Rupture interprétative :
b) Le comportement insaisissable du corps social mène Nadia à une sorte de paranoïa; son interprétation des faits est donc flouée. Ses raisonnements sont d’ailleurs jugés négativement par tout le monde, et elle ne comprend pas pourquoi. À travers sa perception, tous les personnages semblent détenir une part d’ombre menaçante. Tous ses repères habituels ne fonctionnent plus : elle perd la notion du temps et de l’espace, comme si elle se trouvait en plein cauchemar. Ainsi, elle est en proie à un grave processus de défamiliarisation; ses sens détectent toutes sortes de modifications autour d’elle (créant une impression d’inquiétante étrangeté). Si elle ne reconnaît plus sa ville ni son mari, elle a également du mal à reconnaître son fils. Même son propre corps se transforme : elle se sent grossir sans connaître la véritable cause de ce surplus de poids. Son alimentation, le goût même de ce qu’elle avale, devient problématique, car elle ne peut s’empêcher de manger la nourriture préparée par Noget et en même temps, la condamne sévèrement. Aussi, ses règles ont cessé et Nadia prétend être en ménopause, mais les gens la croient plutôt enceinte (elle est effectivement enceinte d’une créature anormale). Bref, le monde devient pour elle illisible.

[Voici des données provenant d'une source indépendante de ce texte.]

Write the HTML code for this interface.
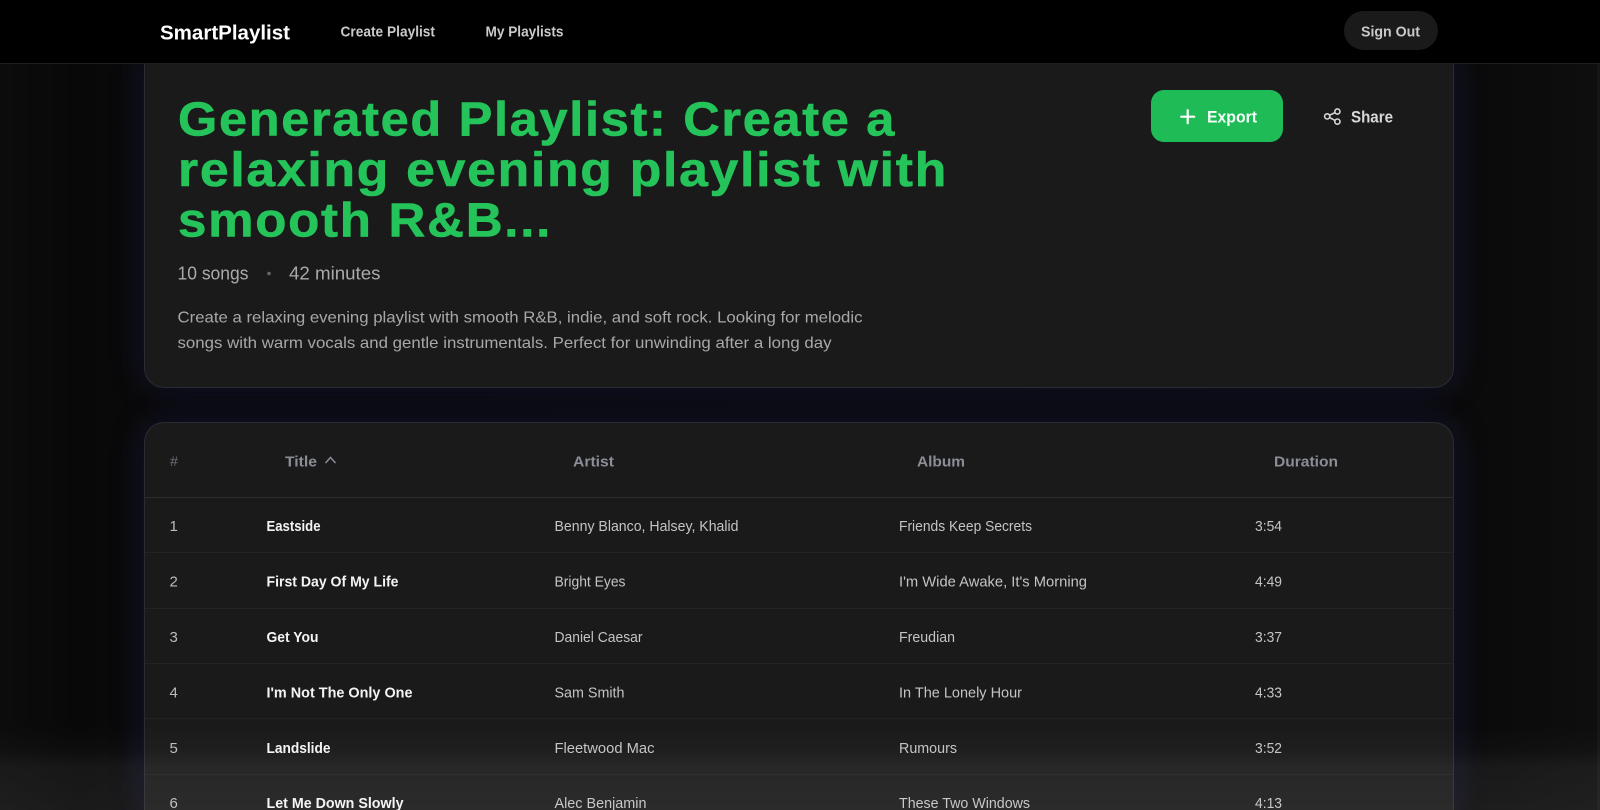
<!DOCTYPE html>
<html lang="en"><head><meta charset="utf-8"><title>SmartPlaylist</title>
<style>
html,body{margin:0;padding:0;width:1600px;height:810px;overflow:hidden;background:#0a0a0a}
body{position:relative;font-family:"Liberation Sans",sans-serif}
.bg{position:absolute;inset:0;background:linear-gradient(90deg,#0c0c0c 0,#080808 80px,#0a0a0a 140px,#0b0b0b 1500px,#0e0e0e 1597px,#151515 1597px)}
.card{position:absolute;left:144px;width:1310px;box-sizing:border-box;background:#1a1a1a;border:1px solid #2b2b33;border-radius:20px;box-shadow:0 0 34px rgba(45,45,150,.27)}
.nav{position:absolute;left:0;top:0;width:1600px;height:64px;background:#000;border-bottom:1px solid #1e1e1e;box-sizing:border-box}
.ov{position:absolute;left:0;top:725px;width:1600px;height:85px;background:linear-gradient(180deg,rgba(255,255,255,0) 0,rgba(255,255,255,.02) 25px,rgba(255,255,255,.06) 42px,rgba(255,255,255,.075) 85px)}
svg{position:absolute;left:0;top:0;overflow:hidden}
text{font-family:"Liberation Sans",sans-serif}
.t{font-weight:700;font-size:48px;fill:#25c45a;letter-spacing:1.6px;stroke:#25c45a;stroke-width:.6px}
.m{font-size:18px;fill:#aaaaaa}
.d{font-size:16px;fill:#a8a8a8}
.h{font-size:14.5px;font-weight:700;fill:#8b8e97}
.n{font-size:15px;fill:#bcbcbc}
.b{font-size:15px;font-weight:700;fill:#f4f4f4}
.r{font-size:15px;fill:#c4c4c4}
.nl{font-size:15px;font-weight:700;fill:#cacaca}
</style></head><body>
<div class="bg"></div>
<div class="card" style="top:44px;height:344px"></div>
<div class="card" style="top:422px;height:388px;border-bottom:0;border-radius:20px 20px 0 0"></div>
<svg width="1600" height="810" viewBox="0 0 1600 810" xmlns="http://www.w3.org/2000/svg">
<text class="t" x="178" y="135.5" textLength="718" lengthAdjust="spacingAndGlyphs">Generated Playlist: Create a</text>
<text class="t" x="178" y="186" textLength="770" lengthAdjust="spacingAndGlyphs">relaxing evening playlist with</text>
<text class="t" x="178" y="236.5" textLength="374" lengthAdjust="spacingAndGlyphs">smooth R&amp;B...</text>
<text class="m" x="177.5" y="279.5" textLength="71" lengthAdjust="spacingAndGlyphs">10 songs</text>
<circle cx="269" cy="273.5" r="1.8" fill="#666"/>
<text class="m" x="289" y="279.5" textLength="91.5" lengthAdjust="spacingAndGlyphs">42 minutes</text>
<text class="d" x="177.5" y="322.5" textLength="685" lengthAdjust="spacingAndGlyphs">Create a relaxing evening playlist with smooth R&amp;B, indie, and soft rock. Looking for melodic</text>
<text class="d" x="177.5" y="348" textLength="654" lengthAdjust="spacingAndGlyphs">songs with warm vocals and gentle instrumentals. Perfect for unwinding after a long day</text>

<rect x="1151" y="90" width="132" height="52" rx="13" fill="#1fbb57"/>
<path d="M1187.7 110.2v13M1181.2 116.7h13" stroke="#fff" stroke-width="2.2" stroke-linecap="round" fill="none"/>
<text x="1207" y="122.5" font-size="17" font-weight="700" fill="#f4fff8" textLength="50" lengthAdjust="spacingAndGlyphs">Export</text>
<g fill="none" stroke="#d6d6d6" stroke-width="1.6"><circle cx="1337.4" cy="111.5" r="2.6"/><circle cx="1327.2" cy="116.4" r="2.6"/><circle cx="1337.4" cy="121.6" r="2.6"/><path d="M1329.6 115.2l5.4-2.6M1329.6 117.6l5.4 2.8"/></g>
<text x="1351" y="122.5" font-size="17" font-weight="700" fill="#d8d8d8" textLength="42" lengthAdjust="spacingAndGlyphs">Share</text>

<text x="170" y="466" font-size="13.5" fill="#6d7078" textLength="8" lengthAdjust="spacingAndGlyphs">#</text>
<text class="h" x="285" y="466.5" textLength="32" lengthAdjust="spacingAndGlyphs">Title</text>
<path d="M325.5 463l5-5.5 5 5.5" stroke="#8b8e97" stroke-width="1.5" fill="none"/>
<text class="h" x="573" y="466.5" textLength="41" lengthAdjust="spacingAndGlyphs">Artist</text>
<text class="h" x="917" y="466.5" textLength="48" lengthAdjust="spacingAndGlyphs">Album</text>
<text class="h" x="1274" y="466.5" textLength="64" lengthAdjust="spacingAndGlyphs">Duration</text>

<g stroke-width="1">
<path d="M145 497.5H1453" stroke="#2e2e2e"/>
<path d="M145 552.5H1453M145 608.5H1453M145 663.5H1453M145 718.5H1453M145 774.5H1453" stroke="#232323"/>
</g>

<text class="n" x="169.5" y="531">1</text>
<text class="b" x="266.5" y="531" textLength="54" lengthAdjust="spacingAndGlyphs">Eastside</text>
<text class="r" x="554.5" y="531" textLength="184" lengthAdjust="spacingAndGlyphs">Benny Blanco, Halsey, Khalid</text>
<text class="r" x="899" y="531" textLength="133" lengthAdjust="spacingAndGlyphs">Friends Keep Secrets</text>
<text class="r" x="1255" y="531" textLength="27" lengthAdjust="spacingAndGlyphs">3:54</text>

<text class="n" x="169.5" y="586.5">2</text>
<text class="b" x="266.5" y="586.5" textLength="132" lengthAdjust="spacingAndGlyphs">First Day Of My Life</text>
<text class="r" x="554.5" y="586.5" textLength="71" lengthAdjust="spacingAndGlyphs">Bright Eyes</text>
<text class="r" x="899" y="586.5" textLength="188" lengthAdjust="spacingAndGlyphs">I'm Wide Awake, It's Morning</text>
<text class="r" x="1255" y="586.5" textLength="27" lengthAdjust="spacingAndGlyphs">4:49</text>

<text class="n" x="169.5" y="642">3</text>
<text class="b" x="266.5" y="642" textLength="52" lengthAdjust="spacingAndGlyphs">Get You</text>
<text class="r" x="554.5" y="642" textLength="88" lengthAdjust="spacingAndGlyphs">Daniel Caesar</text>
<text class="r" x="899" y="642" textLength="56" lengthAdjust="spacingAndGlyphs">Freudian</text>
<text class="r" x="1255" y="642" textLength="27" lengthAdjust="spacingAndGlyphs">3:37</text>

<text class="n" x="169.5" y="697.5">4</text>
<text class="b" x="266.5" y="697.5" textLength="146" lengthAdjust="spacingAndGlyphs">I'm Not The Only One</text>
<text class="r" x="554.5" y="697.5" textLength="70" lengthAdjust="spacingAndGlyphs">Sam Smith</text>
<text class="r" x="899" y="697.5" textLength="123" lengthAdjust="spacingAndGlyphs">In The Lonely Hour</text>
<text class="r" x="1255" y="697.5" textLength="27" lengthAdjust="spacingAndGlyphs">4:33</text>

<text class="n" x="169.5" y="753">5</text>
<text class="b" x="266.5" y="753" textLength="64" lengthAdjust="spacingAndGlyphs">Landslide</text>
<text class="r" x="554.5" y="753" textLength="100" lengthAdjust="spacingAndGlyphs">Fleetwood Mac</text>
<text class="r" x="899" y="753" textLength="58" lengthAdjust="spacingAndGlyphs">Rumours</text>
<text class="r" x="1255" y="753" textLength="27" lengthAdjust="spacingAndGlyphs">3:52</text>

<text class="n" x="169.5" y="808">6</text>
<text class="b" x="266.5" y="808" textLength="137" lengthAdjust="spacingAndGlyphs">Let Me Down Slowly</text>
<text class="r" x="554.5" y="808" textLength="92" lengthAdjust="spacingAndGlyphs">Alec Benjamin</text>
<text class="r" x="899" y="808" textLength="131" lengthAdjust="spacingAndGlyphs">These Two Windows</text>
<text class="r" x="1255" y="808" textLength="27" lengthAdjust="spacingAndGlyphs">4:13</text>
</svg>
<div class="ov"></div>
<div class="nav"></div>
<svg width="1600" height="64" viewBox="0 0 1600 64" xmlns="http://www.w3.org/2000/svg">
<text x="160" y="39.5" font-size="20" font-weight="700" fill="#fff" textLength="130" lengthAdjust="spacingAndGlyphs">SmartPlaylist</text>
<text class="nl" x="340.5" y="36.5" textLength="94.5" lengthAdjust="spacingAndGlyphs">Create Playlist</text>
<text class="nl" x="485.5" y="36.5" textLength="78" lengthAdjust="spacingAndGlyphs">My Playlists</text>
<rect x="1344" y="11" width="94" height="39" rx="19.5" fill="#1a1a1a"/>
<text class="nl" x="1361" y="36.5" textLength="59" lengthAdjust="spacingAndGlyphs">Sign Out</text>
</svg>
</body></html>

V – SPÉCIFICITÉS POÉTIQUES
Validation du cas au point de vue narratif/poétique (voix, fiabilité du narrateur, registres fictionnels, temporels, type de configuration narrative, etc.)
Narration autodiégétique : Nadia raconte elle-même ce qu’elle vit, mais certains passages sont en italique : il s’agit de pensées non verbalisées qui semblent plus sincères et qui, généralement, accentuent l’impression que Nadia se met des œillères pour ne pas voir ou ne pas comprendre sa faute.
Aussi, le fait qu’elle ne comprend rien induit l’impression qu’il y a du brouillard dans la narration, ce qui rappelle le brouillard couvrant la ville de Bordeaux où Nadia demeure.